● **Records supplied**:
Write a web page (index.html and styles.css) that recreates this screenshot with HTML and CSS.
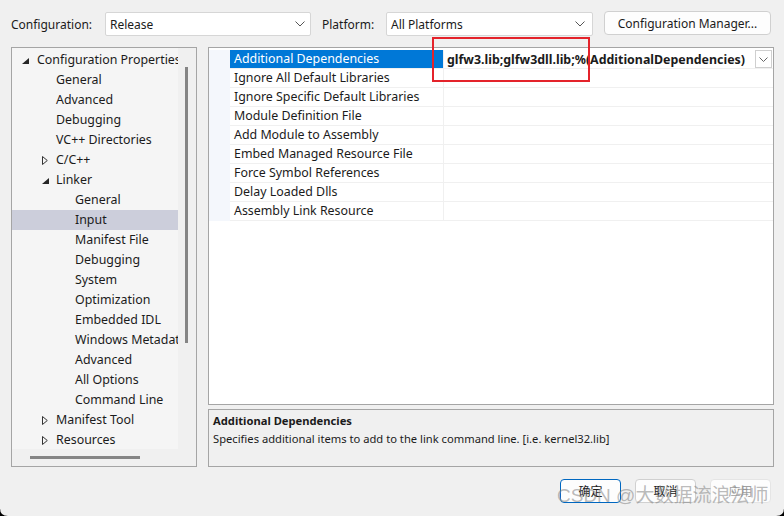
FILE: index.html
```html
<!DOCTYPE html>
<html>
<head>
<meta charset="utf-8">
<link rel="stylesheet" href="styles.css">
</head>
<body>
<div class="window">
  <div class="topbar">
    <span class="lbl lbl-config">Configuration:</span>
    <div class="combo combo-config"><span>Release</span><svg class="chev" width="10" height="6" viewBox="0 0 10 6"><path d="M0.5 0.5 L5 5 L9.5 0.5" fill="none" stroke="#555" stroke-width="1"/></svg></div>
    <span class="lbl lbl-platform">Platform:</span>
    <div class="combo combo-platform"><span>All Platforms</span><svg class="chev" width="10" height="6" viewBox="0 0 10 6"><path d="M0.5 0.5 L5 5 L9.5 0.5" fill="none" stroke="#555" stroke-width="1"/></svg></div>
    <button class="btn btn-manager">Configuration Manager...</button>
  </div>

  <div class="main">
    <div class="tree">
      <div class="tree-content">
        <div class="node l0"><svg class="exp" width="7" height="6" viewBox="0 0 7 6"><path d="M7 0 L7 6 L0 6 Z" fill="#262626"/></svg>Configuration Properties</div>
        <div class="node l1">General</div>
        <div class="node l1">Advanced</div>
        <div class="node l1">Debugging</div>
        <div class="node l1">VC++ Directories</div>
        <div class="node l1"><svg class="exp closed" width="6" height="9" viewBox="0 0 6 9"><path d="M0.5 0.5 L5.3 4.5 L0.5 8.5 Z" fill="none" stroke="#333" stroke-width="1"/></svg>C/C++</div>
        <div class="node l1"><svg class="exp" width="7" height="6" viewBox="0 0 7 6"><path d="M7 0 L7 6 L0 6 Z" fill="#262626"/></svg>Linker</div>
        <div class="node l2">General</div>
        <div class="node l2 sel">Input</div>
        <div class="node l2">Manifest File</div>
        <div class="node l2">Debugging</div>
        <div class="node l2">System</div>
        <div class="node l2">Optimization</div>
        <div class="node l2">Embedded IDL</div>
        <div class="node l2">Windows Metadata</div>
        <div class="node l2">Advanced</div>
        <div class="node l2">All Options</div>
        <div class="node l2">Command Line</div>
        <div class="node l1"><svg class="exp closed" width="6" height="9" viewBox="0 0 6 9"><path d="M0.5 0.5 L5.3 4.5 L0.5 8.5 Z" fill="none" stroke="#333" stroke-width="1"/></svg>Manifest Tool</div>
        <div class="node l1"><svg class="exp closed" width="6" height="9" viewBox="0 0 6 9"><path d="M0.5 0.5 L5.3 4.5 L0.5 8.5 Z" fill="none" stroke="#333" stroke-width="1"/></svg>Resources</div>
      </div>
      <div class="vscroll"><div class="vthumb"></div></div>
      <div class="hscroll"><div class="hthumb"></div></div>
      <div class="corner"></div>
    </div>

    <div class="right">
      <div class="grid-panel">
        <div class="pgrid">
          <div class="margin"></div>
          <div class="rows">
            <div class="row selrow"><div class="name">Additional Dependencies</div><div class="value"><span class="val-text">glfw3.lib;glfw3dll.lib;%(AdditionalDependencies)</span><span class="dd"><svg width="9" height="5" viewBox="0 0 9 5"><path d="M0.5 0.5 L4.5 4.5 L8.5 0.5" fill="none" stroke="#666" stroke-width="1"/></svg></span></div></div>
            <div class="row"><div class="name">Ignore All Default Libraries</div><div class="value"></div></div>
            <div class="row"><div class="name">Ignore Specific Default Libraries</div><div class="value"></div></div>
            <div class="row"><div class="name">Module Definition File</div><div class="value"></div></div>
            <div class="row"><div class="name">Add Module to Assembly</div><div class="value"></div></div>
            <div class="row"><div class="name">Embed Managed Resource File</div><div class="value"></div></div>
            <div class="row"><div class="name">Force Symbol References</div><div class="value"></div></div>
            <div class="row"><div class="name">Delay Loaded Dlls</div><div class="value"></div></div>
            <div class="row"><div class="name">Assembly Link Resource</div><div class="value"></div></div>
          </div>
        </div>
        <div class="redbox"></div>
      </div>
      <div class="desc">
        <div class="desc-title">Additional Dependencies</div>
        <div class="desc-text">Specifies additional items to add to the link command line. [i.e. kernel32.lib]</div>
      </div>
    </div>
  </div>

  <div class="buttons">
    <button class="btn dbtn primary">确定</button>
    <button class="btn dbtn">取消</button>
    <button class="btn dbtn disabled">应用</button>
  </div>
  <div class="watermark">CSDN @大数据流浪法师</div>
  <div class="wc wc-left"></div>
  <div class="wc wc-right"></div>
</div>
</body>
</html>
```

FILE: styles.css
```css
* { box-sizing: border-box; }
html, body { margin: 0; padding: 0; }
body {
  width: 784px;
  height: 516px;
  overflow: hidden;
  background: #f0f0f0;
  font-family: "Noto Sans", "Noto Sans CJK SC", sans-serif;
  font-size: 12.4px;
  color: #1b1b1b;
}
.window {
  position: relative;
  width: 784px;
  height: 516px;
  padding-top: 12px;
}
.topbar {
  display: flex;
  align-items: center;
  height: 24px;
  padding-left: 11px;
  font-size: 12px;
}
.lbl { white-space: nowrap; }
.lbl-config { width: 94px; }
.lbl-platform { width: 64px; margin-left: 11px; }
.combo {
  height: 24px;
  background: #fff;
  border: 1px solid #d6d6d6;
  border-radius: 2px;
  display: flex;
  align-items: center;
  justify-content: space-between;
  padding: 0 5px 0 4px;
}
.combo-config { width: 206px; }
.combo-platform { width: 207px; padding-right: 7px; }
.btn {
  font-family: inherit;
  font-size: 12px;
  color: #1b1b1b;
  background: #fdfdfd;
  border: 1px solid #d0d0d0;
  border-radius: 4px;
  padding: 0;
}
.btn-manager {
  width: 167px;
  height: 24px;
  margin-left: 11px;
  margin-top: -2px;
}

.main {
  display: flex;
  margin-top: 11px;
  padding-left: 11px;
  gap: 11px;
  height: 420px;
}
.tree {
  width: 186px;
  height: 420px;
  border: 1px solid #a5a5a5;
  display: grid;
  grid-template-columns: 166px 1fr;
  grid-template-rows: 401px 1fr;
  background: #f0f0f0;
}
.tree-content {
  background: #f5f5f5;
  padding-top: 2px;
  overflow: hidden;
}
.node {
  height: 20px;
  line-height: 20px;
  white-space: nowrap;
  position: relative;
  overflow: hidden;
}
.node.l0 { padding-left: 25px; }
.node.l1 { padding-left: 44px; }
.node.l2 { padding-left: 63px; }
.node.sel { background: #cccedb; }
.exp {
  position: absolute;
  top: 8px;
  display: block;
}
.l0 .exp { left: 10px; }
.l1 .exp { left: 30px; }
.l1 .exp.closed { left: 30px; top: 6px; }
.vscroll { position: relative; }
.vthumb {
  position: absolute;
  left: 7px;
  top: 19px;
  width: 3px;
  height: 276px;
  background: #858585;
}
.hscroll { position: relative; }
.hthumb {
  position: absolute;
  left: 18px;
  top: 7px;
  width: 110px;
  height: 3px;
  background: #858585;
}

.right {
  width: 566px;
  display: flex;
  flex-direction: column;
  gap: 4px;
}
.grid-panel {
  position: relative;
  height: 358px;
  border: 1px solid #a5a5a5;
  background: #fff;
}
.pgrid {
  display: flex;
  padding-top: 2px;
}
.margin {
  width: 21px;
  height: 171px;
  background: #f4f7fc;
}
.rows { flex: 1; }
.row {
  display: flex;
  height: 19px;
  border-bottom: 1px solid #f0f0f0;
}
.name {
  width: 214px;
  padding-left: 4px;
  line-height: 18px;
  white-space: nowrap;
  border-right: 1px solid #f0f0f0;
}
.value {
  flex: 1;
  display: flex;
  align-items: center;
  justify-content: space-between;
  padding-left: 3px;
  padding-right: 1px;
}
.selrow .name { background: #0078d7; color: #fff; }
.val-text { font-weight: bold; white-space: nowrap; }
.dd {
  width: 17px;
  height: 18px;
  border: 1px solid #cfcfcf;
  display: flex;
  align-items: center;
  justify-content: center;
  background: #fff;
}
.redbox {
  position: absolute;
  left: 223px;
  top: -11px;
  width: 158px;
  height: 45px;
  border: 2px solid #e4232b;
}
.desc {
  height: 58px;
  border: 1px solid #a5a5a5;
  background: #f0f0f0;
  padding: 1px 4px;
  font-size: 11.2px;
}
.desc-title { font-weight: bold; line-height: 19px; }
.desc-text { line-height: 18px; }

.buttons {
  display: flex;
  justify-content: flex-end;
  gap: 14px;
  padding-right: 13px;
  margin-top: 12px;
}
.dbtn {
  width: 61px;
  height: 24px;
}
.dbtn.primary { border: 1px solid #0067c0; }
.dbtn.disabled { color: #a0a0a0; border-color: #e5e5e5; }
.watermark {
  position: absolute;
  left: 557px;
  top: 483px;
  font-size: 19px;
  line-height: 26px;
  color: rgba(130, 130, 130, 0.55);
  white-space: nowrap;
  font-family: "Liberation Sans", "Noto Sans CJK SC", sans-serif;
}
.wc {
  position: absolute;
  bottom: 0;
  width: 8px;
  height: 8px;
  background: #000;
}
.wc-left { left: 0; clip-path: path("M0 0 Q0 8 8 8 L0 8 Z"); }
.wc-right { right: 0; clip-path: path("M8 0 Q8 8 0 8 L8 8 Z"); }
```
---
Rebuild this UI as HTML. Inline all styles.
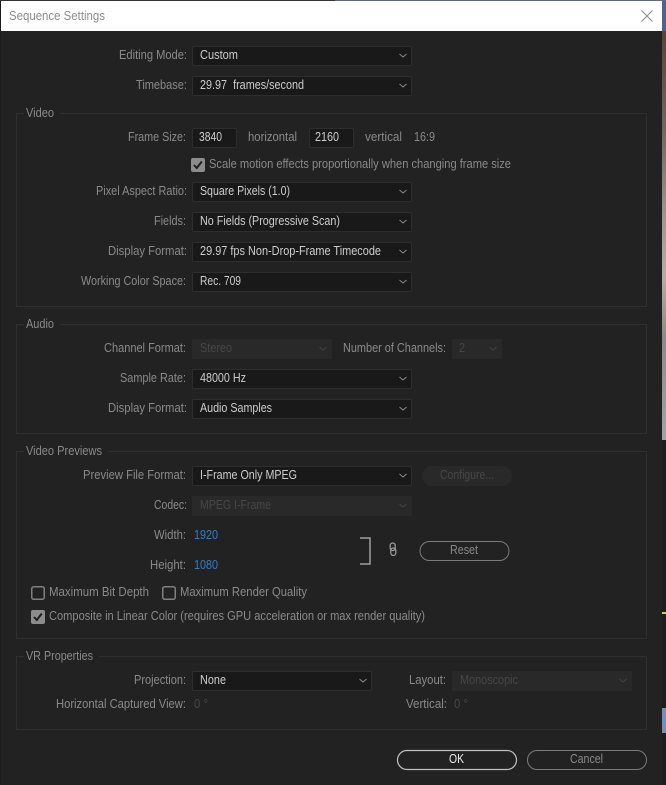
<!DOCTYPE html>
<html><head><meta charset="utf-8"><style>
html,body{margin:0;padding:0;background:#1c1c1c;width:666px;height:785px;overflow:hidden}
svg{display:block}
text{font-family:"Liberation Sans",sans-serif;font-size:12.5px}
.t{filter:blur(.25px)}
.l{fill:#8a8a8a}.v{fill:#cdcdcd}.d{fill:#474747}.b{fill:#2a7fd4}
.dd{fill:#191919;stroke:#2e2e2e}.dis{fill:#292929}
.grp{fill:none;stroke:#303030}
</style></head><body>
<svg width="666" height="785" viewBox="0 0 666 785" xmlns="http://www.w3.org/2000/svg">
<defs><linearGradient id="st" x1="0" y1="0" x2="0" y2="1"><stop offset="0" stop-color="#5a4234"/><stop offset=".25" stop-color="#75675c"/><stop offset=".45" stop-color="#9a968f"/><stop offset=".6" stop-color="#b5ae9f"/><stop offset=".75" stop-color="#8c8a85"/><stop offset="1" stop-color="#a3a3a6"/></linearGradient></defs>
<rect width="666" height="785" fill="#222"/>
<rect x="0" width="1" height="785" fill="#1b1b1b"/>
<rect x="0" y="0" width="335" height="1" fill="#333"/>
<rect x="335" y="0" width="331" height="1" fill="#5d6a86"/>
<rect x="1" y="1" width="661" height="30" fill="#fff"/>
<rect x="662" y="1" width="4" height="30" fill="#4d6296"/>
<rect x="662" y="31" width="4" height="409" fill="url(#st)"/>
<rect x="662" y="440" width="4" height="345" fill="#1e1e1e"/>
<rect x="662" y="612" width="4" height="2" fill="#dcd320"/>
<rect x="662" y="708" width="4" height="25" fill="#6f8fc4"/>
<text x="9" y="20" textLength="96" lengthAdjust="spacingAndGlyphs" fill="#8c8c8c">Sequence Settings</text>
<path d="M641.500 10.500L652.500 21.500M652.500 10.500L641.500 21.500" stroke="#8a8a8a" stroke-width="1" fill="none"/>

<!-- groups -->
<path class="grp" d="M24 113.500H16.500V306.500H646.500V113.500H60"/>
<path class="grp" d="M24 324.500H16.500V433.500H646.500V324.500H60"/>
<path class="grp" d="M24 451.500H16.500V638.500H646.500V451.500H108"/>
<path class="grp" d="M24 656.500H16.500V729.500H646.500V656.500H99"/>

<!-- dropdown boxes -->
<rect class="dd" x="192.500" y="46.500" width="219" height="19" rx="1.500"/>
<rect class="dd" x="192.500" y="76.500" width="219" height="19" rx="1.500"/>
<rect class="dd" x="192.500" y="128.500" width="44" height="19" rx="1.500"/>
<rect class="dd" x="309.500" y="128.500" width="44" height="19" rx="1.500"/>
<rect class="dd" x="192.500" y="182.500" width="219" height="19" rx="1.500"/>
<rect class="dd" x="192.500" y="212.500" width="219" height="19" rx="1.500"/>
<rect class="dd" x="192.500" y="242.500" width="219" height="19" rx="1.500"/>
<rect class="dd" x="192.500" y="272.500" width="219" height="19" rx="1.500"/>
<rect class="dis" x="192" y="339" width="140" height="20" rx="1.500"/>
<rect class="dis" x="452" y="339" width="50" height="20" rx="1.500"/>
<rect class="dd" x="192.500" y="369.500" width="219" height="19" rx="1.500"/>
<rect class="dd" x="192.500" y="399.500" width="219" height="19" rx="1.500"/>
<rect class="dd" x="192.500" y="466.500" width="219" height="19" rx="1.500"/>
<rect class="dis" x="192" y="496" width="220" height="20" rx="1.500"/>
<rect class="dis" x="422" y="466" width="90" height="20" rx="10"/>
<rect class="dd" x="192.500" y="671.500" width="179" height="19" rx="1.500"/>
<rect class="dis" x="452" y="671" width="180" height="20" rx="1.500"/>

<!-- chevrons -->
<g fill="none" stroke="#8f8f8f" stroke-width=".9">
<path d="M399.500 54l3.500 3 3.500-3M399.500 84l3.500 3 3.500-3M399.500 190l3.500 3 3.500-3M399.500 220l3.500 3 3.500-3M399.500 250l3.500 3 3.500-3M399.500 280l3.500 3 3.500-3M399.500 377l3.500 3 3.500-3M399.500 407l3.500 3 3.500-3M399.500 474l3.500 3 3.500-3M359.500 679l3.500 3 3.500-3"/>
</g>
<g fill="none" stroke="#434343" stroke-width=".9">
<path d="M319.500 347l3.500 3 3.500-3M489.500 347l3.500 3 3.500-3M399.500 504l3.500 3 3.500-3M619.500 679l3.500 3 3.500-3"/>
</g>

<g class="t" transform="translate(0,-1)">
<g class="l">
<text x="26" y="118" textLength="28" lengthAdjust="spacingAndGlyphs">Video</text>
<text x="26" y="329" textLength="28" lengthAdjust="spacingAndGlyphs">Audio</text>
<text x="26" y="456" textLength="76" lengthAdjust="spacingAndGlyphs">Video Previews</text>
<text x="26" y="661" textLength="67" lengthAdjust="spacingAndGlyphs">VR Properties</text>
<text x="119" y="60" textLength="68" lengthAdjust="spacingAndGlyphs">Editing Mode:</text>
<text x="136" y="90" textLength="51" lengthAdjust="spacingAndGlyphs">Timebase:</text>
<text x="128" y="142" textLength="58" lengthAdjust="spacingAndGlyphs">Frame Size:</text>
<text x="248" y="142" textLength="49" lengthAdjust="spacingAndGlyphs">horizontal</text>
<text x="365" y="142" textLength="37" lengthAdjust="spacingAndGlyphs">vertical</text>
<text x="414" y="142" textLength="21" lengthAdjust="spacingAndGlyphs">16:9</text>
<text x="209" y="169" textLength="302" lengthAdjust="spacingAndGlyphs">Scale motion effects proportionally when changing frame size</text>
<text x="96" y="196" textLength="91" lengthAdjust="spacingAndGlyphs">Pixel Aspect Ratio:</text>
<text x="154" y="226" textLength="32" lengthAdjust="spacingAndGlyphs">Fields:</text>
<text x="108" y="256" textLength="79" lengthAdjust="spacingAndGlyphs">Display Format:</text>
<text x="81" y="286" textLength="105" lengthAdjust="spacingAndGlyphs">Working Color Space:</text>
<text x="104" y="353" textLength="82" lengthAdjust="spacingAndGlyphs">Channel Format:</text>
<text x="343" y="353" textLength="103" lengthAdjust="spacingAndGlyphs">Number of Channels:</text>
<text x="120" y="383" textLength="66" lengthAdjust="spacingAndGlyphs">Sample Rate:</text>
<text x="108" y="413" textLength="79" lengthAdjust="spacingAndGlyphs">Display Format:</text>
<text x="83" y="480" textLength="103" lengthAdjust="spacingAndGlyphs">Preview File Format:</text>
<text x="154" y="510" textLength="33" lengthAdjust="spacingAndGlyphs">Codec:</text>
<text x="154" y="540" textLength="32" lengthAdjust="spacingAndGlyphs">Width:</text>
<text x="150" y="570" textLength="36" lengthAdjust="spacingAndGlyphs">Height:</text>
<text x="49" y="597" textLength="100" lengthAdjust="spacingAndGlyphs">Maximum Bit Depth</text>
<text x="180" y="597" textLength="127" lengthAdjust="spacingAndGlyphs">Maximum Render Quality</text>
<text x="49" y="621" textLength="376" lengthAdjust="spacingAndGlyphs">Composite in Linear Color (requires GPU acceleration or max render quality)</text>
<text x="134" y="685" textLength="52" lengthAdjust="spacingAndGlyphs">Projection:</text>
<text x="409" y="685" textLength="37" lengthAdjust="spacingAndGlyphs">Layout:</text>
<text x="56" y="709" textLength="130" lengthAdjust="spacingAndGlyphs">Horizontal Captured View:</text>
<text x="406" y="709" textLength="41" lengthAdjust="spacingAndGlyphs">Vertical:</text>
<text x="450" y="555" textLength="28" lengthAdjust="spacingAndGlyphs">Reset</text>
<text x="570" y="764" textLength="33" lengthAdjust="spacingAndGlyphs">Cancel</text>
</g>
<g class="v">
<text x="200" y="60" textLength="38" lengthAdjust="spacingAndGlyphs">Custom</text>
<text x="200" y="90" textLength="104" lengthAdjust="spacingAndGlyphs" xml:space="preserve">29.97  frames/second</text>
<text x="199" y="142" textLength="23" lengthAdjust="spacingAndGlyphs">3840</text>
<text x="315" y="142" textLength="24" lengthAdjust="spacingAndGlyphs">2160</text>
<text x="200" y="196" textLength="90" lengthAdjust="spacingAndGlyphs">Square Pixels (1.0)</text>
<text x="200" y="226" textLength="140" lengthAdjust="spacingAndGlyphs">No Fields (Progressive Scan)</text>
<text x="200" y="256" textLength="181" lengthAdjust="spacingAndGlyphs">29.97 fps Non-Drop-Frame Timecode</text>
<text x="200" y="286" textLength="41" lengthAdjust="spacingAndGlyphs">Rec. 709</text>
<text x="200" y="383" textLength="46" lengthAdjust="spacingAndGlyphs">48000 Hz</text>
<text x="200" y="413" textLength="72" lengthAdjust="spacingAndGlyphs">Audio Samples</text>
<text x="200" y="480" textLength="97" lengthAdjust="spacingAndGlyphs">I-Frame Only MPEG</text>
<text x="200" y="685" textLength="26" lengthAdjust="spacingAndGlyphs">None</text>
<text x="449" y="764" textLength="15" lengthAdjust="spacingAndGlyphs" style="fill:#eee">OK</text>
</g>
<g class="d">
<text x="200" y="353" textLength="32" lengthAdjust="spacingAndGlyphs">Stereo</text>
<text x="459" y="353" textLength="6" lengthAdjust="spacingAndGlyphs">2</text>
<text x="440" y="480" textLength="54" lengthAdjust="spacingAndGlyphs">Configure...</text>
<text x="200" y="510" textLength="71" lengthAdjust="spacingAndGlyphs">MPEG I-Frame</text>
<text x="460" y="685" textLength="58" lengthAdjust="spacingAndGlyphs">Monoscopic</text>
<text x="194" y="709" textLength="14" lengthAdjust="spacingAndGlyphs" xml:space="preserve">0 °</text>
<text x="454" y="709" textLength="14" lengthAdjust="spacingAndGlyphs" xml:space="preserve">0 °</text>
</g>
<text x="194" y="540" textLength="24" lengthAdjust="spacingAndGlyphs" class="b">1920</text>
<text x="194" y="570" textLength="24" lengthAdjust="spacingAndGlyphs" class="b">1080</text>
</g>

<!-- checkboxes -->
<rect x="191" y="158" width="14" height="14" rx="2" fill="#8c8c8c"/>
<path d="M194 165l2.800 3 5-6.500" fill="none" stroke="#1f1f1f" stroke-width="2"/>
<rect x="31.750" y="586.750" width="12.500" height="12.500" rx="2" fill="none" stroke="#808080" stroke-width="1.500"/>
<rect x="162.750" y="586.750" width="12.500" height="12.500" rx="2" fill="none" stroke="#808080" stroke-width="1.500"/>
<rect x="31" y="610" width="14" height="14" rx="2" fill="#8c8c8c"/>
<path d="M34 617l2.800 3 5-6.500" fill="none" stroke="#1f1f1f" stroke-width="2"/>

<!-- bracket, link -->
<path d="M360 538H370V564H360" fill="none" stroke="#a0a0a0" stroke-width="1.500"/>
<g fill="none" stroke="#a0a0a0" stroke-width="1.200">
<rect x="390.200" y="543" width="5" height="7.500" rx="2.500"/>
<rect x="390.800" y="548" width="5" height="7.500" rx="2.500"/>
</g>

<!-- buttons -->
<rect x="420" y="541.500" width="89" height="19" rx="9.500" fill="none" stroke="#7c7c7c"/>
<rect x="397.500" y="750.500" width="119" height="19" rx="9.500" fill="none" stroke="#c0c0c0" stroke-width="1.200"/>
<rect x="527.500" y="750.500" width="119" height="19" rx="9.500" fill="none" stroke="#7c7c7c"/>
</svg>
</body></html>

● **Given task**: Go through the material and copy out every line with "styles" in it.

● **Result**:
Write a web page (index.html and styles.css) that recreates this screenshot with HTML and CSS.
<link rel="stylesheet" href="styles.css">
FILE: styles.css
Rebuild this UI as HTML. Inline all styles.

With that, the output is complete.